2. Ascertaining the differences between the prior art and the claims at issue.
3. Resolving the level of ordinary skill in the pertinent art.
4. Considering objective evidence present in the application indicating obviousness or nonobviousness.
This application currently names joint inventors. In considering patentability of the claims the examiner presumes that the subject matter of the various claims was commonly owned as of the effective filing date of the claimed invention(s) absent any evidence to the contrary.

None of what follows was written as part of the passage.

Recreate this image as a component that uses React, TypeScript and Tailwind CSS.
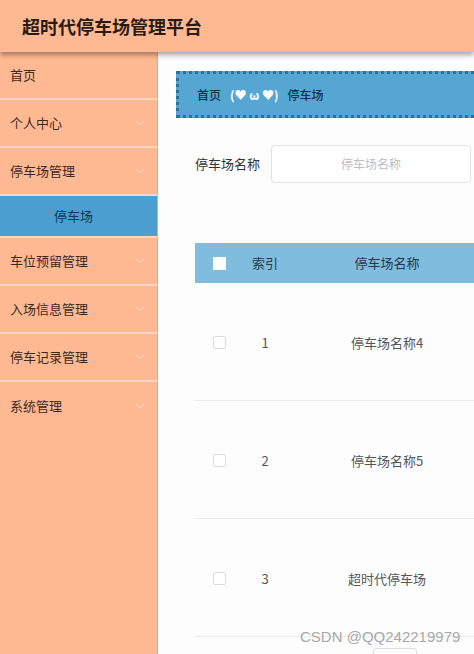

Applicant is advised of the obligation under 37 CFR 1.56 to point out the inventor and effective filing dates of each claim that was not commonly owned as of the effective filing date of the later invention in order for the examiner to consider the applicability of 35 U.S.C. 102(b)(2)(C) for any potential 35 U.S.C. 102(a)(2) prior art against the later invention.
Claims 16–18 are rejected under 35 U.S.C. 103 as being unpatentable over Gu as applied to claim 15 above, and further in view of Hanschmann et al. (US Pub. 2015/0251274).
Claim 16: Gu does not disclose that a phosphate layer is disposed over the weld joint.
However, Hanschmann discloses a similar product-by-process where a phosphate layer (see ¶ 28 discussing “coating 28” and “phosphating”) is disposed over a weld joint (see ¶ 24 describing that the coating 28 is applied over 26).
Before the effective filing date of the claimed invention, it would have been obvious to one of ordinary skill in the art to implement the phosphate layer of Hanschmann onto the weld joint of Gu to improve corrosion resistance.
Claim 17: Modified as per claim 16 above, Hanschmann discloses that a coating is disposed over the phosphate layer (¶ 28 describes that the coating 28 may be “at least one of painting, phosphating and electrocoating,” where painting on top of the phosphate layer would be done for aesthetic reasons).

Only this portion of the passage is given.